Repeat only the lines below that run from the line with "What React, TypeScript and Tailwind" to the line with "const rowY = (i: number) => 8 + 16 * i;", ends included; skip every picture.

Pages as source code:
--- --- ---
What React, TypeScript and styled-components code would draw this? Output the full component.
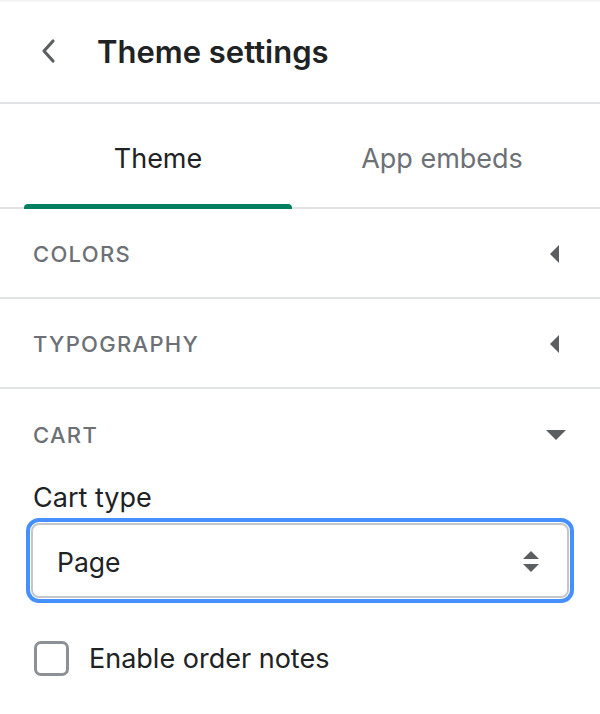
import React, { useState } from 'react';
import styled, { createGlobalStyle } from 'styled-components';

const GlobalStyle = createGlobalStyle`
  html, body {
    margin: 0;
    padding: 0;
    background: #ffffff;
  }
  body {
    font-family: Inter, "Noto Sans", "Liberation Sans", sans-serif;
    color: #202223;
    -webkit-font-smoothing: antialiased;
  }
`;

const sections = ['Colors', 'Typography'];

export default function App() {
  const [tab, setTab] = useState(0);
  const [notes, setNotes] = useState(false);

  return (
    <>
      <GlobalStyle />
      <Panel>
        <Header>
          <BackButton aria-label="Back">
            <svg width="20" height="26" viewBox="0 0 20 26">
              <path d="M14 3 L5 13 L14 23" fill="none" stroke="#5c5f62" strokeWidth="3.2" strokeLinecap="round" strokeLinejoin="round" />
            </svg>
          </BackButton>
          <Title>Theme settings</Title>
        </Header>

        <TabBar>
          {['Theme', 'App embeds'].map((t, i) => (
            <Tab key={t} $active={tab === i} onClick={() => setTab(i)}>
              {t}
            </Tab>
          ))}
        </TabBar>

        {sections.map((s) => (
          <SectionRow key={s}>
            <SectionTitle>{s}</SectionTitle>
            <svg width="10" height="20" viewBox="0 0 10 20">
              <path d="M10 1 L1 10 L10 19 Z" fill="#5c5f62" />
            </svg>
          </SectionRow>
        ))}

        <CartHeader>
          <SectionTitle>Cart</SectionTitle>
          <svg width="20" height="10" viewBox="0 0 20 10">
            <path d="M0 0 L20 0 L10 10 Z" fill="#5c5f62" />
          </svg>
        </CartHeader>

        <CartBody>
          <FieldLabel>Cart type</FieldLabel>
          <FocusRing>
            <SelectBox>
              <span>Page</span>
              <svg width="18" height="22" viewBox="0 0 18 22">
                <path d="M9 0 L17 8 L1 8 Z" fill="#5c5f62" />
                <path d="M1 13 L17 13 L9 21 Z" fill="#5c5f62" />
              </svg>
            </SelectBox>
          </FocusRing>
          <CheckRow onClick={() => setNotes(!notes)}>
            <CheckBox $checked={notes} />
            <CheckLabel>Enable order notes</CheckLabel>
          </CheckRow>
        </CartBody>
      </Panel>
    </>
  );
}

const Panel = styled.div`
  width: 600px;
  min-height: 714px;
  background: #fff;
  box-shadow: inset 0 3px 3px -2px rgba(0, 0, 0, 0.08);
`;

const Header = styled.div`
  height: 104px;
  box-sizing: border-box;
  border-bottom: 2px solid #e1e3e5;
  display: flex;
  align-items: center;
  padding: 0 0 0 39px;
`;

const BackButton = styled.button`
  border: 0;
  background: none;
  padding: 0;
  width: 58px;
  display: flex;
  align-items: center;
  cursor: pointer;
`;

const Title = styled.h1`
  margin: 0;
  font-size: 31px;
  font-weight: 600;
  color: #202223;
`;

const TabBar = styled.div`
  height: 105px;
  box-sizing: border-box;
  display: flex;
  gap: 16px;
  padding: 0 24px;
  box-shadow: inset 0 -2px 0 #e1e3e5;
`;

const Tab = styled.div<{ $active: boolean }>`
  flex: 1;
  position: relative;
  display: flex;
  align-items: center;
  justify-content: center;
  padding-top: 4px;
  font-size: 27px;
  color: ${(p) => (p.$active ? '#202223' : '#6d7175')};
  cursor: pointer;

  &::after {
    content: '';
    position: absolute;
    left: 0;
    right: 0;
    bottom: 0;
    height: 5px;
    border-radius: 4px 4px 0 0;
    background: ${(p) => (p.$active ? '#008060' : 'transparent')};
  }
`;

const SectionRow = styled.div`
  height: 90px;
  box-sizing: border-box;
  border-bottom: 2px solid #e1e3e5;
  display: flex;
  align-items: center;
  justify-content: space-between;
  padding: 2px 41px 0 33px;
`;

const SectionTitle = styled.div`
  font-size: 22px;
  font-weight: 500;
  text-transform: uppercase;
  letter-spacing: 1.3px;
  color: #6d7175;
`;

const CartHeader = styled(SectionRow)`
  border-bottom: 0;
  padding: 2px 34px 0 33px;
`;

const CartBody = styled.div`
  padding: 0 26px;
`;

const FieldLabel = styled.div`
  margin: 4px 0 0 7px;
  font-size: 27px;
  line-height: 30px;
  color: #202223;
`;

const FocusRing = styled.div`
  margin-top: 5px;
  height: 85px;
  box-sizing: border-box;
  border: 4px solid #458fff;
  border-radius: 13px;
  padding: 1px;
`;

const SelectBox = styled.div`
  height: 100%;
  box-sizing: border-box;
  border: 2px solid #c4c7ca;
  border-radius: 8px;
  display: flex;
  align-items: center;
  justify-content: space-between;
  padding: 2px 27px 0 24px;
  font-size: 26.5px;
  color: #202223;
`;

const CheckRow = styled.label`
  margin-top: 38px;
  display: flex;
  align-items: center;
  gap: 20px;
  padding-left: 8px;
  cursor: pointer;
`;

const CheckBox = styled.span<{ $checked: boolean }>`
  width: 35px;
  height: 35px;
  box-sizing: border-box;
  border: 3px solid #8c9196;
  border-radius: 7px;
  background: ${(p) => (p.$checked ? '#008060' : '#fff')};
`;

const CheckLabel = styled.span`
  font-size: 27px;
  color: #202223;
`;
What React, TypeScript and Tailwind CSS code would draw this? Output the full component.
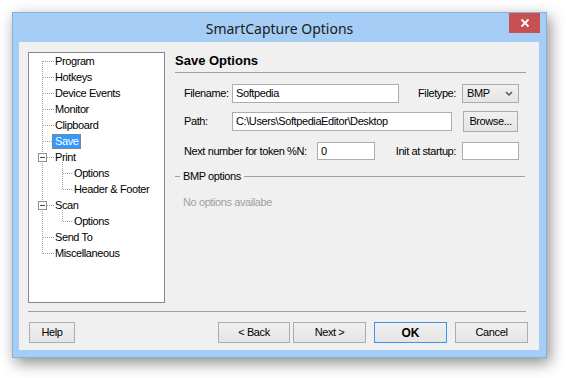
const ui = { fontFamily: '"Liberation Sans", Arial, sans-serif' };

type Node = { label: string; level: 1 | 2; expander?: boolean; selected?: boolean };

const tree: Node[] = [
  { label: "Program", level: 1 },
  { label: "Hotkeys", level: 1 },
  { label: "Device Events", level: 1 },
  { label: "Monitor", level: 1 },
  { label: "Clipboard", level: 1 },
  { label: "Save", level: 1, selected: true },
  { label: "Print", level: 1, expander: true },
  { label: "Options", level: 2 },
  { label: "Header & Footer", level: 2 },
  { label: "Scan", level: 1, expander: true },
  { label: "Options", level: 2 },
  { label: "Send To", level: 1 },
  { label: "Miscellaneous", level: 1 },
];

const rowY = (i: number) => 8 + 16 * i;

function TreeLines() {
  const dot = { stroke: "#a0a0a0", strokeDasharray: "1 1", shapeRendering: "crispEdges" as const };
  return (
    <svg className="absolute left-0 top-0" width="135" height="249">
      <line x1="13.5" y1={rowY(0)} x2="13.5" y2={rowY(12) + 1} {...dot} />
      {tree.map((n, i) =>
        n.level === 1 ? (
          <line key={i} x1="14" y1={rowY(i) + 0.5} x2="25" y2={rowY(i) + 0.5} {...dot} />
        ) : (
          <line key={i} x1="34" y1={rowY(i) + 0.5} x2="44" y2={rowY(i) + 0.5} {...dot} />
        )
      )}
      <line x1="33.5" y1={rowY(6) + 5} x2="33.5" y2={rowY(8) + 1} {...dot} />
      <line x1="33.5" y1={rowY(9) + 5} x2="33.5" y2={rowY(10) + 1} {...dot} />
      {[6, 9].map((i) => (
        <g key={i} shapeRendering="crispEdges">
          <rect x="9.5" y={rowY(i) - 3.5} width="8" height="8" fill="#fff" stroke="#919191" />
          <line x1="11" y1={rowY(i) + 0.5} x2="16" y2={rowY(i) + 0.5} stroke="#2d4f86" />
        </g>
      ))}
    </svg>
  );
}

function Btn({ children, w, def }: { children: React.ReactNode; w: string; def?: boolean }) {
  return (
    <div
      className={`${w} h-[21px] flex items-center justify-center text-[11px] text-black bg-gradient-to-b from-[#f0f0f0] to-[#e5e5e5] border ${
        def ? "border-[#3c96e6] font-bold text-[12px] tracking-normal" : "border-[#acacac]"
      }`}
    >
      {children}
    </div>
  );
}

function Field({ w, value }: { w: string; value?: string }) {
  return (
    <div className={`${w} h-full bg-white border border-[#abadb3] flex items-center pl-[3px] text-[11px] text-black`}>
      {value}
    </div>
  );
}

export default function App() {
  return (
    <div className="w-[566px] h-[378px] bg-white pt-[12px] pl-[12px] tracking-[-0.4px]" style={ui}>
      <div className="w-[535px] h-[346px] border border-[#8aaed4] bg-[#a5cdf5] shadow-[3px_5px_14px_rgba(0,0,0,0.45)] flex flex-col">
        <div className="relative h-[29px] flex items-center justify-center">
          <span
            className="text-[14px] text-[#1a1a1a] pt-[2px] tracking-normal"
            style={{ fontFamily: '"Noto Sans", "Open Sans", sans-serif' }}
          >
            SmartCapture Options
          </span>
          <div className="absolute right-[6px] top-0 w-[31px] h-[20px] bg-[#c75050] flex items-center justify-center">
            <svg width="10" height="10" viewBox="0 0 10 10">
              <path d="M1.5 1.5 L8.5 8.5 M8.5 1.5 L1.5 8.5" stroke="#fff" strokeWidth="1.8" />
            </svg>
          </div>
        </div>

        <div className="ml-[6px] w-[520px] h-[308px] bg-[#f0f0f0] flex flex-col">
          <div className="flex pt-[10px] pl-[9px]">
            <div className="relative w-[137px] h-[251px] bg-white border border-[#828790]">
              <TreeLines />
              <div className="relative flex flex-col">
                {tree.map((n, i) => (
                  <div key={i} className={`h-[16px] flex items-center ${n.level === 1 ? "pl-[23px]" : "pl-[42px]"}`}>
                    <span
                      className={`h-[15px] leading-[13px] px-[2px] border text-[11px] ${
                        n.selected
                          ? "bg-[#3399ff] text-white border-dotted border-[#c0782a]"
                          : "border-transparent text-black"
                      }`}
                    >
                      {n.label}
                    </span>
                  </div>
                ))}
              </div>
            </div>

            <div className="ml-[10px] w-[351px] flex flex-col text-[11px] text-black">
              <div className="h-[21px] border-b border-[#a0a0a0] text-[13px] font-bold leading-[17px] tracking-normal">
                Save Options
              </div>

              <div className="mt-[11px] h-[19px] flex items-center pl-[9px] pr-[7px]">
                <span className="w-[48px]">Filename:</span>
                <Field w="w-[167px]" value="Softpedia" />
                <span className="flex-1 text-right pr-[6px]">Filetype:</span>
                <div className="w-[57px] h-full flex items-center justify-between pl-[4px] pr-[5px] bg-gradient-to-b from-[#f0f0f0] to-[#e5e5e5] border border-[#acacac]">
                  <span>BMP</span>
                  <svg width="8" height="6" viewBox="0 0 8 6">
                    <path d="M1 1 L4 4 L7 1" stroke="#555" strokeWidth="1.5" fill="none" />
                  </svg>
                </div>
              </div>

              <div className="mt-[9px] h-[19px] flex items-center pl-[9px] pr-[8px]">
                <span className="w-[48px]">Path:</span>
                <Field w="w-[220px]" value="C:\Users\SoftpediaEditor\Desktop" />
                <div className="ml-auto">
                  <Btn w="w-[55px]">Browse...</Btn>
                </div>
              </div>

              <div className="mt-[11px] h-[18px] flex items-center pl-[9px] pr-[7px]">
                <span className="w-[133px]">Next number for token %N:</span>
                <Field w="w-[58px]" value="0" />
                <span className="flex-1 text-right pr-[6px]">Init at startup:</span>
                <Field w="w-[57px]" />
              </div>

              <div className="mt-[9px] h-[14px] flex items-center">
                <div className="w-[5px] h-px bg-[#a0a0a0]" />
                <span className="px-[3px]">BMP options</span>
                <div className="flex-1 h-px bg-[#a0a0a0] mr-px" />
              </div>

              <div className="mt-[11px] h-[14px] pl-[8px] text-[#a0a0a0]">No options availabe</div>
            </div>
          </div>

          <div className="mt-[8px] ml-[9px] w-[498px] h-px bg-[#a0a0a0]" />

          <div className="mt-[10px] flex pl-[10px]">
            <Btn w="w-[46px]">Help</Btn>
            <div className="ml-[143px]">
              <Btn w="w-[72px]">&lt; Back</Btn>
            </div>
            <div className="ml-[3px]">
              <Btn w="w-[73px]">Next &gt;</Btn>
            </div>
            <div className="ml-[8px]">
              <Btn w="w-[73px]" def>OK</Btn>
            </div>
            <div className="ml-[8px]">
              <Btn w="w-[73px]">Cancel</Btn>
            </div>
          </div>
        </div>
      </div>
    </div>
  );
}
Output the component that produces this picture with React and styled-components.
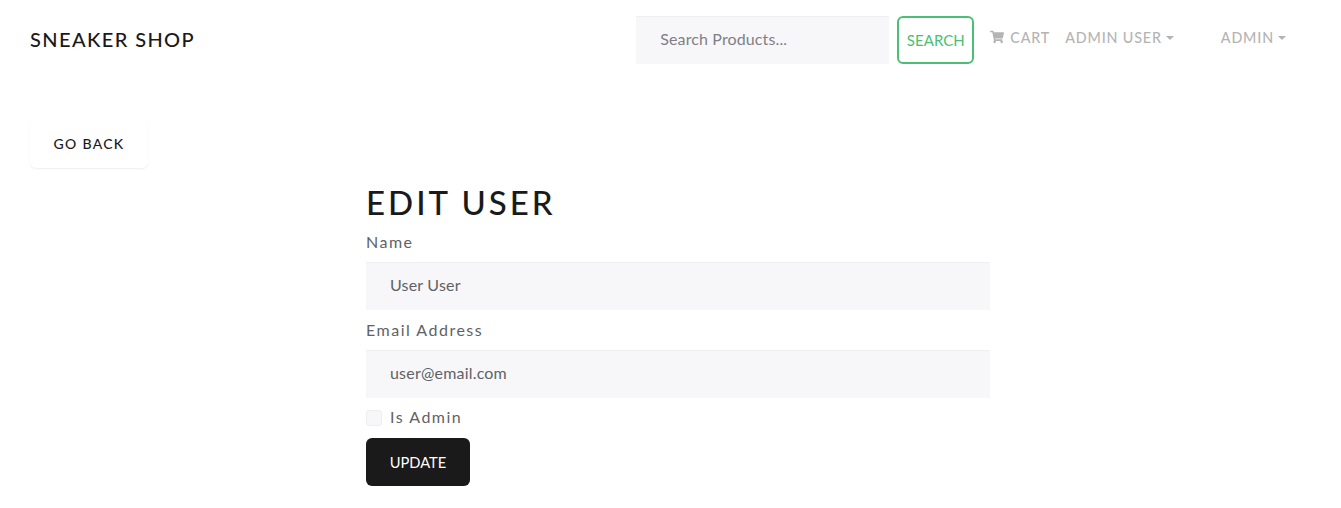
--- --- ---
**Solution for this task**
What React, TypeScript and Tailwind CSS code would draw this? Output the full component.
const ui = { fontFamily: '"Liberation Sans", Arial, sans-serif' };

type Node = { label: string; level: 1 | 2; expander?: boolean; selected?: boolean };

const tree: Node[] = [
  { label: "Program", level: 1 },
  { label: "Hotkeys", level: 1 },
  { label: "Device Events", level: 1 },
  { label: "Monitor", level: 1 },
  { label: "Clipboard", level: 1 },
  { label: "Save", level: 1, selected: true },
  { label: "Print", level: 1, expander: true },
  { label: "Options", level: 2 },
  { label: "Header & Footer", level: 2 },
  { label: "Scan", level: 1, expander: true },
  { label: "Options", level: 2 },
  { label: "Send To", level: 1 },
  { label: "Miscellaneous", level: 1 },
];

const rowY = (i: number) => 8 + 16 * i;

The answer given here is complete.